Ban lead shot in Olympics to save wildlife, water: Study
The International Olympic Committee (IOC) must ban the use of lead shot used in the biathlon shooting events to prevent wildlife poisoning and health threats to surface and groundwater, says a paper.
Toronto: The International Olympic Committee (IOC) must ban the use of lead shot used in the biathlon shooting events to prevent wildlife poisoning and health threats to surface and groundwater, says a paper.
“Thousands of tonnes of lead shot, discharged every year during training by Olympic shooters, pose a threat to birds and mammals and water resources,” said Vernon Thomas, professor emeritus at University of Guelph in Ontario, Canada.
Thomas said the Winter Olympic biathlon now in Sochi Games is not the problem as lead shot is recovered and recycled from targets.
The real problem stems from athletes training between the Olympic Games.
Thomas said each Olympic shooter discharges more than a ton of lead shot each year on and around practice shooting ranges.
“The real concern is the amount of shot released during the four-year interval by the many hopefuls in each country and the Olympic team members of each country,” he added.

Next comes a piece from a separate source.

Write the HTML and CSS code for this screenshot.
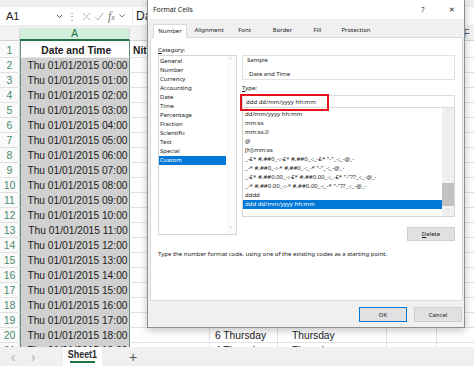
FILE: index.html
```html
<!DOCTYPE html>
<html lang="en">
<head>
    <meta charset="UTF-8">
    <meta name="viewport" content="width=device-width, initial-scale=1.0">
    <title>Format Cells</title>
    <link rel="stylesheet" href="styles.css">
</head>
<body>
<div class="app">
    <div class="ribbon-edge"></div>
    <div class="formula-bar">
        <div class="name-box">
            <span>A1</span>
            <svg class="chev" width="7" height="5" viewBox="0 0 7 5"><path d="M1 1l2.5 2.5L6 1" fill="none" stroke="#555" stroke-width="1"/></svg>
        </div>
        <span class="fb-dots">&#8942;</span>
        <div class="fb-buttons">
            <svg width="9" height="9" viewBox="0 0 9 9"><path d="M1 1l7 7M8 1L1 8" stroke="#b5b5b5" stroke-width="1"/></svg>
            <svg width="10" height="9" viewBox="0 0 10 9"><path d="M1 5l3 3 5-7" fill="none" stroke="#b5b5b5" stroke-width="1"/></svg>
            <span class="fx">f<small>x</small></span>
            <svg width="6" height="4" viewBox="0 0 6 4"><path d="M0.5 0.5l2.5 2.5 2.5-2.5" fill="none" stroke="#777" stroke-width="1"/></svg>
        </div>
        <div class="formula-input">Date and Time</div>
    </div>

    <div class="sheet">
        <div class="row col-heads">
            <span class="corner"></span><span class="ch ch-sel">A</span><span class="ch">B</span><span class="ch">C</span><span class="ch">D</span><span class="ch">E</span><span class="ch">F</span>
        </div>
        <div class="row row-first">
            <span class="rh">1</span><span class="a a-head"><span class="t">Date and Time</span></span><span class="b-head"><span class="t">Nitrogen Dioxide</span></span><span></span><span></span><span></span><span></span>
        </div>
        <div class="row"><span class="rh">2</span><span class="a"><span class="t">Thu 01/01/2015 00:00</span></span><span></span><span></span><span></span><span></span><span></span></div>
        <div class="row"><span class="rh">3</span><span class="a"><span class="t">Thu 01/01/2015 01:00</span></span><span></span><span></span><span></span><span></span><span></span></div>
        <div class="row"><span class="rh">4</span><span class="a"><span class="t">Thu 01/01/2015 02:00</span></span><span></span><span></span><span></span><span></span><span></span></div>
        <div class="row"><span class="rh">5</span><span class="a"><span class="t">Thu 01/01/2015 03:00</span></span><span></span><span></span><span></span><span></span><span></span></div>
        <div class="row"><span class="rh">6</span><span class="a"><span class="t">Thu 01/01/2015 04:00</span></span><span></span><span></span><span></span><span></span><span></span></div>
        <div class="row"><span class="rh">7</span><span class="a"><span class="t">Thu 01/01/2015 05:00</span></span><span></span><span></span><span></span><span></span><span></span></div>
        <div class="row"><span class="rh">8</span><span class="a"><span class="t">Thu 01/01/2015 06:00</span></span><span></span><span></span><span></span><span></span><span></span></div>
        <div class="row"><span class="rh">9</span><span class="a"><span class="t">Thu 01/01/2015 07:00</span></span><span></span><span></span><span></span><span></span><span></span></div>
        <div class="row"><span class="rh">10</span><span class="a"><span class="t">Thu 01/01/2015 08:00</span></span><span></span><span></span><span></span><span></span><span></span></div>
        <div class="row"><span class="rh">11</span><span class="a"><span class="t">Thu 01/01/2015 09:00</span></span><span></span><span></span><span></span><span></span><span></span></div>
        <div class="row"><span class="rh">12</span><span class="a"><span class="t">Thu 01/01/2015 10:00</span></span><span></span><span></span><span></span><span></span><span></span></div>
        <div class="row"><span class="rh">13</span><span class="a"><span class="t">Thu 01/01/2015 11:00</span></span><span></span><span></span><span></span><span></span><span></span></div>
        <div class="row"><span class="rh">14</span><span class="a"><span class="t">Thu 01/01/2015 12:00</span></span><span></span><span></span><span></span><span></span><span></span></div>
        <div class="row"><span class="rh">15</span><span class="a"><span class="t">Thu 01/01/2015 13:00</span></span><span></span><span></span><span></span><span></span><span></span></div>
        <div class="row"><span class="rh">16</span><span class="a"><span class="t">Thu 01/01/2015 14:00</span></span><span></span><span></span><span></span><span></span><span></span></div>
        <div class="row"><span class="rh">17</span><span class="a"><span class="t">Thu 01/01/2015 15:00</span></span><span></span><span></span><span></span><span></span><span></span></div>
        <div class="row"><span class="rh">18</span><span class="a"><span class="t">Thu 01/01/2015 16:00</span></span><span></span><span></span><span></span><span></span><span></span></div>
        <div class="row"><span class="rh">19</span><span class="a"><span class="t">Thu 01/01/2015 17:00</span></span><span></span><span></span><span></span><span></span><span></span></div>
        <div class="row"><span class="rh">20</span><span class="a"><span class="t">Thu 01/01/2015 18:00</span></span><span></span><span class="day"><span class="t">6 Thursday</span></span><span class="day day-name"><span class="t">Thursday</span></span><span></span><span></span></div>
        <div class="row"><span class="rh">21</span><span class="a"><span class="t">Thu 01/01/2015 19:00</span></span><span></span><span class="day"><span class="t">4 Thursday</span></span><span class="day day-name"><span class="t">Thursday</span></span><span></span><span></span></div>
    </div>

    <div class="sheet-tabs">
        <span class="nav">&#8249;</span>
        <span class="nav">&#8250;</span>
        <span class="sheet-tab"><span class="t">Sheet1</span></span>
        <span class="add">+</span>
    </div>

    <div class="dialog">
        <div class="dlg-title">
            <span>Format Cells</span>
            <span class="help">?</span>
            <span class="close">&#10005;</span>
        </div>
        <div class="dlg-tabs">
            <span class="tab tab-number active">Number</span>
            <span class="tab tab-align">Alignment</span>
            <span class="tab tab-font">Font</span>
            <span class="tab tab-border">Border</span>
            <span class="tab tab-fill">Fill</span>
            <span class="tab tab-protect">Protection</span>
        </div>
        <div class="dlg-panel">
            <div class="format-grid">
                <div class="category">
                    <div class="label"><u>C</u>ategory:</div>
                    <div class="listbox cat-list">
                        <div class="items">
                            <div>General</div>
                            <div>Number</div>
                            <div>Currency</div>
                            <div>Accounting</div>
                            <div>Date</div>
                            <div>Time</div>
                            <div>Percentage</div>
                            <div>Fraction</div>
                            <div>Scientific</div>
                            <div>Text</div>
                            <div>Special</div>
                            <div class="selected">Custom</div>
                        </div>
                        <div class="scroll">
                            <span class="arrow">&#708;</span>
                            <span class="arrow">&#709;</span>
                        </div>
                    </div>
                </div>
                <div class="details">
                    <div class="sample">
                        <div>Sample</div>
                        <div class="sample-value">Date and Time</div>
                    </div>
                    <div class="label type-label"><u>T</u>ype:</div>
                    <div class="type-input">
                        ddd dd/mm/yyyy hh:mm
                        <span class="highlight"></span>
                    </div>
                    <div class="listbox type-list">
                        <div class="items">
                            <div>dd/mm/yyyy hh:mm</div>
                            <div>mm:ss</div>
                            <div>mm:ss.0</div>
                            <div>@</div>
                            <div>[h]:mm:ss</div>
                            <div>_-£* #,##0_-;-£* #,##0_-;_-£* "-"_-;_-@_-</div>
                            <div>_-* #,##0_-;-* #,##0_-;_-* "-"_-;_-@_-</div>
                            <div>_-£* #,##0.00_-;-£* #,##0.00_-;_-£* "-"??_-;_-@_-</div>
                            <div>_-* #,##0.00_-;-* #,##0.00_-;_-* "-"??_-;_-@_-</div>
                            <div>dddd</div>
                            <div class="selected">ddd dd/mm/yyyy hh:mm</div>
                        </div>
                        <div class="scroll">
                            <span class="arrow">&#708;</span>
                            <span class="thumb"></span>
                            <span class="arrow">&#709;</span>
                        </div>
                    </div>
                    <button class="btn delete"><u>D</u>elete</button>
                </div>
            </div>
            <p class="hint">Type the number format code, using one of the existing codes as a starting point.</p>
        </div>
        <div class="dlg-buttons">
            <button class="btn ok">OK</button>
            <button class="btn">Cancel</button>
        </div>
    </div>
</div>
</body>
</html>
```

FILE: styles.css
```css
body {
    margin: 0;
    font-family: "Liberation Sans", Arial, sans-serif;
    background: #fff;
}
.app {
    position: relative;
    width: 474px;
    height: 366px;
    overflow: hidden;
    display: flex;
    flex-direction: column;
    background: #fff;
}
.ribbon-edge {
    height: 7px;
    background: #efefef;
}

/* narrow text: the sheet font is condensed */
.t {
    display: inline-block;
    white-space: nowrap;
    transform: scaleX(0.89);
    transform-origin: left center;
}

/* formula bar */
.formula-bar {
    height: 18px;
    display: flex;
    align-items: center;
    border-bottom: 3px solid #efefef;
    font-size: 11px;
    color: #222;
}
.name-box {
    width: 66px;
    box-sizing: border-box;
    display: flex;
    align-items: center;
    justify-content: space-between;
    padding: 0 3px 0 6px;
}
.fb-dots {
    width: 12px;
    text-align: center;
    color: #888;
    font-size: 10px;
}
.fb-buttons {
    display: flex;
    align-items: center;
    gap: 3px;
    padding-left: 4px;
    width: 54px;
    box-sizing: border-box;
}
.fx {
    font-family: "Liberation Serif", serif;
    font-style: italic;
    color: #777;
    font-size: 12px;
    margin: 0 1px;
}
.fx small {
    font-size: 8px;
}
.formula-input {
    flex: 1;
    padding-left: 3px;
    border-left: 1px solid #e3e3e3;
    font-size: 12px;
}

/* grid */
.sheet {
    flex: 1;
    overflow: hidden;
    font-size: 11.5px;
    color: #1b1b1b;
}
.row {
    display: grid;
    grid-template-columns: 20px 110px 80px 68px 109px 50px 60px;
    height: 15px;
}
.row > span {
    box-sizing: border-box;
    display: flex;
    align-items: flex-end;
    border-right: 1px solid #e1e1e1;
    border-bottom: 1px solid #e1e1e1;
    white-space: nowrap;
    overflow: hidden;
    padding: 0 3px;
    line-height: 14px;
}
.row-first {
    height: 17px;
}
.col-heads {
    height: 13px;
    background: #f3f3f3;
}
.col-heads > span {
    align-items: center;
    justify-content: center;
    border-right-color: #dadada;
    border-bottom-color: #d2d2d2;
    font-size: 10px;
    line-height: 12px;
    color: #555;
}
.col-heads .ch-sel {
    background: #d2eedd;
    color: #1d6b40;
    border-bottom: 2px solid #217346;
}
.rh {
    background: #fafafa;
    justify-content: center;
    font-size: 10.5px;
    color: #4b8b69;
}
.row > .rh {
    border-right-color: #d6d6d6;
}
.row > .a {
    background: #d0d0d0;
    border-left: 1px solid #5d9276;
    border-right: 1px solid #5d9276;
    border-bottom-color: #d0d0d0;
    justify-content: flex-end;
    padding-right: 1px;
}
.a .t {
    transform-origin: right center;
}
.row > .a-head {
    background: #fff;
    justify-content: center;
    font-weight: bold;
    border-bottom-color: #e8e8e8;
}
.a-head .t {
    transform-origin: center;
}
.b-head {
    font-weight: bold;
}
.row > .day {
    padding-left: 5px;
}
.row > .day-name {
    padding-left: 14px;
}

/* sheet tabs */
.sheet-tabs {
    height: 19px;
    display: flex;
    align-items: center;
    background: #f0f0f0;
    font-size: 11px;
    color: #222;
}
.nav {
    width: 20px;
    text-align: center;
    color: #b0b0b0;
    font-size: 14px;
    margin-left: 3px;
}
.nav + .nav {
    margin-left: 0;
}
.sheet-tab {
    margin-left: 20px;
    width: 39px;
    height: 19px;
    box-sizing: border-box;
    padding-bottom: 4px;
    display: flex;
    align-items: center;
    justify-content: center;
    background: #fff;
    font-weight: bold;
    color: #2c2c2c;
    font-size: 10px;
    position: relative;
}
.sheet-tab .t {
    transform-origin: center;
}
.sheet-tab::after {
    content: "";
    position: absolute;
    left: 7px;
    right: 7px;
    bottom: 3px;
    height: 2px;
    background: #217346;
}
.add {
    margin-left: 27px;
    font-size: 14px;
    color: #555;
}

/* dialog */
.dialog {
    position: absolute;
    left: 147px;
    top: -1px;
    width: 318px;
    height: 329px;
    box-sizing: border-box;
    border: 1px solid #8f8f8f;
    background: #f0f0f0;
    box-shadow: 0 2px 8px rgba(0, 0, 0, 0.25);
    display: flex;
    flex-direction: column;
    font-family: "Noto Sans", sans-serif;
    font-size: 6px;
    color: #1a1a1a;
}
.dlg-title {
    height: 19px;
    flex: none;
    background: #fff;
    display: flex;
    align-items: center;
    padding-left: 5px;
    font-size: 6.8px;
}
.dlg-title .help {
    margin-left: auto;
    width: 10px;
    text-align: center;
    margin-right: 18px;
}
.dlg-title .close {
    width: 12px;
    text-align: center;
    margin-right: 6px;
    font-size: 7px;
}
.dlg-tabs {
    height: 18px;
    flex: none;
    display: flex;
    align-items: flex-end;
    padding-left: 5px;
}
.tab {
    height: 13px;
    line-height: 13px;
    text-align: center;
}
.tab.active {
    height: 14px;
    background: #fff;
    border: 1px solid #d9d9d9;
    border-bottom: none;
    box-sizing: border-box;
    margin-bottom: -1px;
    position: relative;
}
.tab-number { width: 34px; }
.tab-align { width: 44px; }
.tab-font { width: 27px; }
.tab-border { width: 49px; }
.tab-fill { width: 21px; }
.tab-protect { width: 56px; }

.dlg-panel {
    flex: 1;
    margin: 0 1px 0 2px;
    background: #fff;
    border: 1px solid #dadada;
    padding: 8px 6px 0 7px;
}
.format-grid {
    display: grid;
    grid-template-columns: 79px 213px;
    column-gap: 5px;
}
.label {
    line-height: 9px;
}
.listbox {
    display: flex;
    border: 1px solid #d4d4d4;
    box-sizing: border-box;
}
.listbox .items {
    flex: 1;
    padding-top: 1px;
    overflow: hidden;
}
.listbox .items > div {
    height: 9px;
    line-height: 9px;
    padding-left: 1px;
    white-space: nowrap;
}
.listbox .items > .selected {
    background: #0078d7;
    color: #fff;
}
.listbox .scroll {
    width: 10px;
    display: flex;
    flex-direction: column;
    align-items: center;
    justify-content: space-between;
    color: #8a8a8a;
    font-size: 7px;
}
.cat-list {
    height: 180px;
}
.cat-list .scroll {
    background: #fbfbfb;
}
.details {
    padding-top: 9px;
    display: flex;
    flex-direction: column;
}
.sample {
    height: 25px;
    box-sizing: border-box;
    border: 1px solid #e2e2e2;
    padding: 0 4px;
    line-height: 8px;
}
.sample-value {
    margin-top: 6px;
    padding-left: 2px;
}
.type-label {
    margin-top: 4px;
}
.type-input {
    position: relative;
    margin-top: 2px;
    height: 13px;
    box-sizing: border-box;
    border: 1px solid #dadada;
    line-height: 12px;
    padding-left: 3px;
}
.type-input .highlight {
    position: absolute;
    left: -3px;
    top: -2px;
    width: 89px;
    height: 17px;
    box-sizing: border-box;
    border: 2px solid #e3121d;
}
.type-list {
    height: 109px;
    border-top: none;
}
.type-list .items {
    padding-top: 2px;
}
.type-list .items > div {
    padding-left: 2px;
}
.type-list .scroll {
    width: 12px;
    background: #f0f0f0;
}
.type-list .thumb {
    width: 12px;
    height: 23px;
    background: #c2c2c2;
    margin-top: auto;
    margin-bottom: 1px;
}
.btn {
    font-family: "Noto Sans", sans-serif;
    font-size: 6px;
    color: #1a1a1a;
    width: 48px;
    height: 15px;
    padding: 0;
    background: #e1e1e1;
    border: 1px solid #d0d0d0;
}
.delete {
    align-self: flex-end;
    margin-top: 10px;
    height: 14px;
}
.hint {
    margin: 9px 0 0;
    line-height: 8px;
}
.dlg-buttons {
    height: 26px;
    flex: none;
    display: flex;
    justify-content: flex-end;
    align-items: flex-start;
    gap: 7px;
    padding: 6px 2px 0 0;
    box-sizing: border-box;
}
.btn.ok {
    border: 1px solid #0078d7;
}
```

This lead shot is rarely recovered and poses real toxic risks to wildlife that may ingest it and to groundwater quality, he cautioned.
He said non-toxic substitutes - especially steel shot - have been available for about two decades.
Only lead shot is approved by the International Shooting Sport Federation (ISSF), which regulates Olympic trap and skeet shooting events.
If the IOC were to ban the use of lead shot, all Olympic shooting and qualification events worldwide would have to use non-toxic shot, he said in a report published in the journal Environmental Policy and Law.